▶ EXERCISE INPUT:
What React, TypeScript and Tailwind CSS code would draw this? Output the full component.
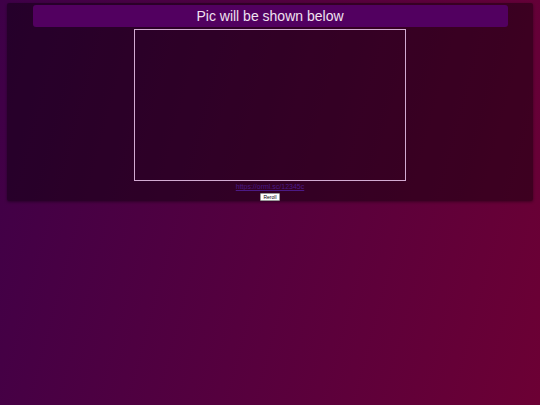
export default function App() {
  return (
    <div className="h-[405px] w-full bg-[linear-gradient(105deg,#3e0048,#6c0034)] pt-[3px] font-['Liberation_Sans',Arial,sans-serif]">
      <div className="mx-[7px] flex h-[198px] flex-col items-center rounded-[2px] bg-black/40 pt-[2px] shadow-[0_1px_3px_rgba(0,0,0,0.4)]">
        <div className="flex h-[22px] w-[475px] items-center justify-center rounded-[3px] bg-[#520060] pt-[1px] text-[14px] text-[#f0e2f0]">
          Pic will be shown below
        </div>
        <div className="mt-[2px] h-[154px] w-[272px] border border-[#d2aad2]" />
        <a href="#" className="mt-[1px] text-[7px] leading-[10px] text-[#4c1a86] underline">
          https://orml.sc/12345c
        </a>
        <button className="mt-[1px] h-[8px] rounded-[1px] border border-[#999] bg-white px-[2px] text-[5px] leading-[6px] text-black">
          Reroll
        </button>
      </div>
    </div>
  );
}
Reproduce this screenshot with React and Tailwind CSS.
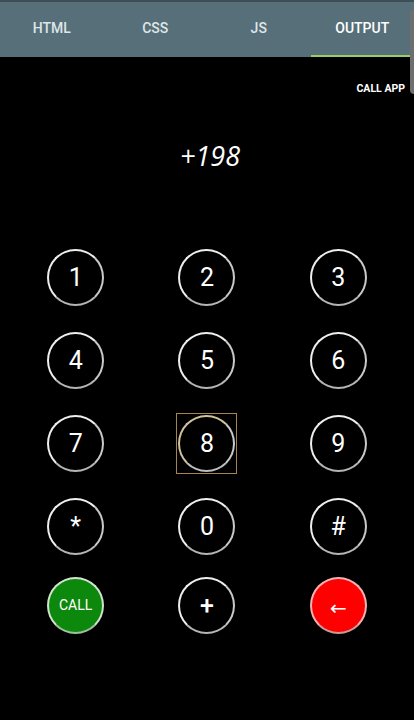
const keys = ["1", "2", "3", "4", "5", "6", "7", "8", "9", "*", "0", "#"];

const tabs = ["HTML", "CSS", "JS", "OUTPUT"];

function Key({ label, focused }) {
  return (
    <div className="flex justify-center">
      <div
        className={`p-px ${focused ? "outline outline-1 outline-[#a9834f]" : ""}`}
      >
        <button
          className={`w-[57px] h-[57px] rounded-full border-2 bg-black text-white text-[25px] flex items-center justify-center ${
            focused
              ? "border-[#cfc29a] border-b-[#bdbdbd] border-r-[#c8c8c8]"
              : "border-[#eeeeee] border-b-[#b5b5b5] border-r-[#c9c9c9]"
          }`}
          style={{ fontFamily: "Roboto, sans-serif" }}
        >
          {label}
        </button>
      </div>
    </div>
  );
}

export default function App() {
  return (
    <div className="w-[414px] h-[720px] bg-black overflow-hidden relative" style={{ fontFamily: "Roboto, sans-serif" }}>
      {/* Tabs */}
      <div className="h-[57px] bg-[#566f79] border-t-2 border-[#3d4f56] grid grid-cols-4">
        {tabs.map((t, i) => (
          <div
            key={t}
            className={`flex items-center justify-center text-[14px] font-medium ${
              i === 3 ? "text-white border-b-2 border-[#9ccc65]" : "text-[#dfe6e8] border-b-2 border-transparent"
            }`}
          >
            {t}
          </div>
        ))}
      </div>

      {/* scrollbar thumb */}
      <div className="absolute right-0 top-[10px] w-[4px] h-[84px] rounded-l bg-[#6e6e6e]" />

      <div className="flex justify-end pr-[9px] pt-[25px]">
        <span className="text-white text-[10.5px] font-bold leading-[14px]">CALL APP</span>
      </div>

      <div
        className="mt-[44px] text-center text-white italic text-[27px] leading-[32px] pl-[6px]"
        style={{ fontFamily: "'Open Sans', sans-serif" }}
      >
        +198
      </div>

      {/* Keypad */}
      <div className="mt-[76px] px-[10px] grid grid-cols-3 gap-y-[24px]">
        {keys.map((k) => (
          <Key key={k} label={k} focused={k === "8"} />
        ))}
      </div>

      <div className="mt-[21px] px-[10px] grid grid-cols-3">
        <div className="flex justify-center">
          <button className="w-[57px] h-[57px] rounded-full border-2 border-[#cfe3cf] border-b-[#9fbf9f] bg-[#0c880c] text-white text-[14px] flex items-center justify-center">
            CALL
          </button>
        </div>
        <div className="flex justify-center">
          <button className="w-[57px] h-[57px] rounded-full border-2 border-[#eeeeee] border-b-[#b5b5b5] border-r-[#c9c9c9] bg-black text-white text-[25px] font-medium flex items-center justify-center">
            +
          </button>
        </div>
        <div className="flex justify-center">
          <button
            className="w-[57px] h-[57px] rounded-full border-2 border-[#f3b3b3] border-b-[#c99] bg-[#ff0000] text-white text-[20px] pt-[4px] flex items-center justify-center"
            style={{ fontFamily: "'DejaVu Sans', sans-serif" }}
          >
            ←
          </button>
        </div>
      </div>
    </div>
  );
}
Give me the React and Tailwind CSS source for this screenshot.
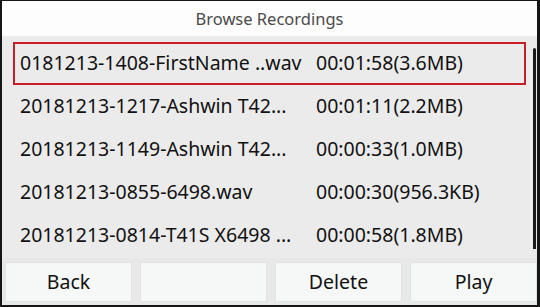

▶ WHAT IS ASKED:
Make a verbatim copy of all the entries and strip out the pictures.

▶ EXPECTED OUTPUT:
What React, TypeScript and Tailwind CSS code would draw this? Output the full component.
export default function App() {
  return (
    <div className="h-[405px] w-full bg-[linear-gradient(105deg,#3e0048,#6c0034)] pt-[3px] font-['Liberation_Sans',Arial,sans-serif]">
      <div className="mx-[7px] flex h-[198px] flex-col items-center rounded-[2px] bg-black/40 pt-[2px] shadow-[0_1px_3px_rgba(0,0,0,0.4)]">
        <div className="flex h-[22px] w-[475px] items-center justify-center rounded-[3px] bg-[#520060] pt-[1px] text-[14px] text-[#f0e2f0]">
          Pic will be shown below
        </div>
        <div className="mt-[2px] h-[154px] w-[272px] border border-[#d2aad2]" />
        <a href="#" className="mt-[1px] text-[7px] leading-[10px] text-[#4c1a86] underline">
          https://orml.sc/12345c
        </a>
        <button className="mt-[1px] h-[8px] rounded-[1px] border border-[#999] bg-white px-[2px] text-[5px] leading-[6px] text-black">
          Reroll
        </button>
      </div>
    </div>
  );
}
Reproduce this screenshot with React and Tailwind CSS.
const keys = ["1", "2", "3", "4", "5", "6", "7", "8", "9", "*", "0", "#"];

const tabs = ["HTML", "CSS", "JS", "OUTPUT"];

function Key({ label, focused }) {
  return (
    <div className="flex justify-center">
      <div
        className={`p-px ${focused ? "outline outline-1 outline-[#a9834f]" : ""}`}
      >
        <button
          className={`w-[57px] h-[57px] rounded-full border-2 bg-black text-white text-[25px] flex items-center justify-center ${
            focused
              ? "border-[#cfc29a] border-b-[#bdbdbd] border-r-[#c8c8c8]"
              : "border-[#eeeeee] border-b-[#b5b5b5] border-r-[#c9c9c9]"
          }`}
          style={{ fontFamily: "Roboto, sans-serif" }}
        >
          {label}
        </button>
      </div>
    </div>
  );
}

export default function App() {
  return (
    <div className="w-[414px] h-[720px] bg-black overflow-hidden relative" style={{ fontFamily: "Roboto, sans-serif" }}>
      {/* Tabs */}
      <div className="h-[57px] bg-[#566f79] border-t-2 border-[#3d4f56] grid grid-cols-4">
        {tabs.map((t, i) => (
          <div
            key={t}
            className={`flex items-center justify-center text-[14px] font-medium ${
              i === 3 ? "text-white border-b-2 border-[#9ccc65]" : "text-[#dfe6e8] border-b-2 border-transparent"
            }`}
          >
            {t}
          </div>
        ))}
      </div>

      {/* scrollbar thumb */}
      <div className="absolute right-0 top-[10px] w-[4px] h-[84px] rounded-l bg-[#6e6e6e]" />

      <div className="flex justify-end pr-[9px] pt-[25px]">
        <span className="text-white text-[10.5px] font-bold leading-[14px]">CALL APP</span>
      </div>

      <div
        className="mt-[44px] text-center text-white italic text-[27px] leading-[32px] pl-[6px]"
        style={{ fontFamily: "'Open Sans', sans-serif" }}
      >
        +198
      </div>

      {/* Keypad */}
      <div className="mt-[76px] px-[10px] grid grid-cols-3 gap-y-[24px]">
        {keys.map((k) => (
          <Key key={k} label={k} focused={k === "8"} />
        ))}
      </div>

      <div className="mt-[21px] px-[10px] grid grid-cols-3">
        <div className="flex justify-center">
          <button className="w-[57px] h-[57px] rounded-full border-2 border-[#cfe3cf] border-b-[#9fbf9f] bg-[#0c880c] text-white text-[14px] flex items-center justify-center">
            CALL
          </button>
        </div>
        <div className="flex justify-center">
          <button className="w-[57px] h-[57px] rounded-full border-2 border-[#eeeeee] border-b-[#b5b5b5] border-r-[#c9c9c9] bg-black text-white text-[25px] font-medium flex items-center justify-center">
            +
          </button>
        </div>
        <div className="flex justify-center">
          <button
            className="w-[57px] h-[57px] rounded-full border-2 border-[#f3b3b3] border-b-[#c99] bg-[#ff0000] text-white text-[20px] pt-[4px] flex items-center justify-center"
            style={{ fontFamily: "'DejaVu Sans', sans-serif" }}
          >
            ←
          </button>
        </div>
      </div>
    </div>
  );
}
Give me the React and Tailwind CSS source for this screenshot.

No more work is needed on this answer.